Assisted very kindly afterwards by one of the native chiefs, when one of his caravels had shoaled, he writes to their Majesties of the Indians: —
“They are a loving, uncovetous people, so docile in all things
that I assure your Highnesses I believe in all the world there is not
a better people or a better country. They love their neighbors as
themselves, and they have the sweetest and the gentlest way of
talking in the world, and always with a
smile.”[1]
When the Protestant French colony, under Ribault, in
1562, entered the St. John River in Florida, they were
impressed in a similarly enthusiastic way with the grace,
simplicity, and natural charms of the kindly savages who
received them with full confidence and courtesy. Their
journalist portrays the natives as in stature, shape, features,
and manners manly, dignified, and agreeable.
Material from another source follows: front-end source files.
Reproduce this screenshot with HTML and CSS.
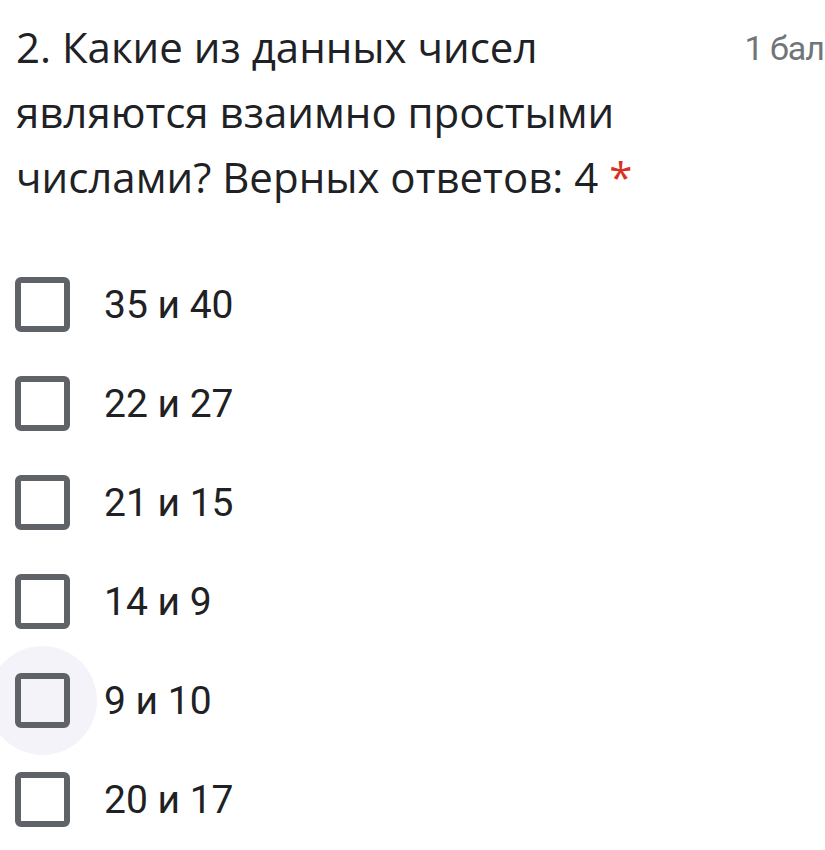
FILE: index.html
```html
<!DOCTYPE html>
<html lang="ru">
<head>
<meta charset="utf-8">
<title>Вопрос</title>
<link rel="stylesheet" href="styles.css">
</head>
<body>
<div class="question">
  <div class="header">
    <div class="title">2. Какие из данных чисел<br>являются взаимно простыми<br>числами? Верных ответов: 4 <span class="req">*</span></div>
    <div class="points">1 бал</div>
  </div>
  <ul class="options">
    <li class="option"><span class="box"></span><span class="label">35 и 40</span></li>
    <li class="option"><span class="box"></span><span class="label">22 и 27</span></li>
    <li class="option"><span class="box"></span><span class="label">21 и 15</span></li>
    <li class="option"><span class="box"></span><span class="label">14 и 9</span></li>
    <li class="option focus"><span class="box"></span><span class="label">9 и 10</span></li>
    <li class="option"><span class="box"></span><span class="label">20 и 17</span></li>
  </ul>
</div>
</body>
</html>
```
FILE: styles.css
```css
html, body {
  margin: 0;
  padding: 0;
  background: #ffffff;
  overflow: hidden;
}
body {
  width: 825px;
  height: 850px;
}
.question {
  padding: 14px 0 0 16px;
}
.header {
  display: flex;
  justify-content: space-between;
  align-items: flex-start;
}
.title {
  font-family: "Open Sans", "Roboto", sans-serif;
  font-size: 42px;
  line-height: 65px;
  color: #202124;
  letter-spacing: 0;
}
.req {
  color: #d93025;
}
.points {
  font-family: "Roboto", sans-serif;
  font-size: 34px;
  letter-spacing: -1px;
  color: #70757a;
  white-space: nowrap;
  margin-top: 14px;
  margin-right: 1px;
}
.options {
  list-style: none;
  margin: 46px 0 0 0;
  padding: 0;
}
.option {
  position: relative;
  display: flex;
  align-items: center;
  height: 99px;
}
.option.focus::before {
  content: "";
  position: absolute;
  left: -28px;
  top: -5px;
  width: 109px;
  height: 109px;
  border-radius: 50%;
  background: #f4f3f9;
  z-index: 0;
}
.box {
  position: relative;
  z-index: 1;
  box-sizing: border-box;
  width: 55px;
  height: 55px;
  border: 6.5px solid #5f6368;
  border-radius: 6px;
  margin-left: -1px;
  flex: none;
}
.label {
  position: relative;
  z-index: 1;
  margin-left: 34px;
  font-family: "Roboto", sans-serif;
  font-size: 39px;
  color: #202124;
}
```
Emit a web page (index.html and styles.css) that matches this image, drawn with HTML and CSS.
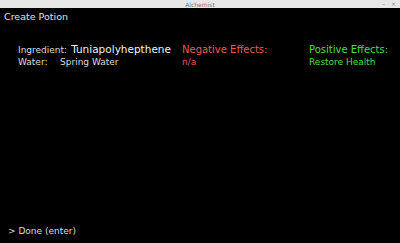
FILE: index.html
```html
<!DOCTYPE html>
<html lang="en">
<head>
    <meta charset="UTF-8">
    <title>Alchemist</title>
    <link rel="stylesheet" href="styles.css">
</head>
<body>
    <div class="window">
        <div class="titlebar">
            <span class="title">Alchemist</span>
            <span class="controls"><span>&ndash;</span><span>&times;</span></span>
        </div>
        <div class="screen">
            <h1>Create Potion</h1>
            <div class="details">
                <div class="cell"><span class="label">Ingredient:</span><span class="ingredient">Tuniapolyhepthene</span></div>
                <div class="cell head negative">Negative Effects:</div>
                <div class="cell head positive">Positive Effects:</div>
                <div class="cell"><span class="label water">Water:</span><span class="value">Spring Water</span></div>
                <div class="cell effect negative">n/a</div>
                <div class="cell effect positive">Restore Health</div>
            </div>
            <div class="prompt">&gt; Done (enter)</div>
        </div>
    </div>
</body>
</html>
```

FILE: styles.css
```css
body {
    margin: 0;
    background-color: #000;
    font-family: "DejaVu Sans", sans-serif;
}
.window {
    width: 400px;
    height: 243px;
    display: flex;
    flex-direction: column;
}
.titlebar {
    height: 8px;
    background-color: #e6e6e6;
    position: relative;
    display: flex;
    justify-content: center;
    align-items: center;
}
.title {
    font-size: 6px;
    color: #777;
}
.controls {
    position: absolute;
    right: 4px;
    top: 0;
    font-size: 6px;
    color: #888;
    display: flex;
    gap: 6px;
}
.screen {
    flex: 1;
    position: relative;
    color: #ddd;
}
h1 {
    font-size: 9.5px;
    font-weight: normal;
    line-height: 12px;
    margin: 3px 0 0 4px;
    color: #e0e0e0;
}
.details {
    display: grid;
    grid-template-columns: 164px 127px auto;
    grid-auto-rows: 14px;
    align-items: baseline;
    margin: 20px 0 0 18px;
    font-size: 9px;
}
.cell {
    display: flex;
    align-items: baseline;
    white-space: nowrap;
}
.label {
    margin-right: 4px;
}
.water {
    width: 38px;
}
.ingredient {
    font-size: 10.5px;
    color: #f2f2f2;
}
.value {
    color: #ddd;
}
.head {
    font-size: 10px;
}
.negative {
    color: #e85a5a;
}
.positive {
    color: #50dc50;
}
.prompt {
    position: absolute;
    left: 8px;
    bottom: 7px;
    font-size: 9px;
}
```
The women,
well favored and modest, permitted no one “dishonestly to
approach too near them;” and “both men and women were
so beautifully painted that the best painter of Europe could
not amende it.”
The Spaniards and the French very soon found, and had long and sharp experience of the fact, that even these natives of the Southern isles and peninsula, who seem to have been of a more gentle and tractable spirit than those of the North, had in them latent passions which, when stung by oppression and outrage, could assert their fury. It is pleasant to note with emphasis the fact, that, in the conduct and course of his first voyage, Columbus having been ever anxious to secure that result, his intercourse with the natives was wholly peaceful. By his resolute discipline over a comparatively small number of men, by his regard for their safety, and his desire to reciprocate the gentle courtesy he had received from the children of Nature, who looked upon him and his followers as having veritably come
- ↑ Navarrete, Col. vol. i. p. 21, as quoted by Arthur Helps, in “The Conquerors of the New World and their Bondsmen,” vol. i. p. 105.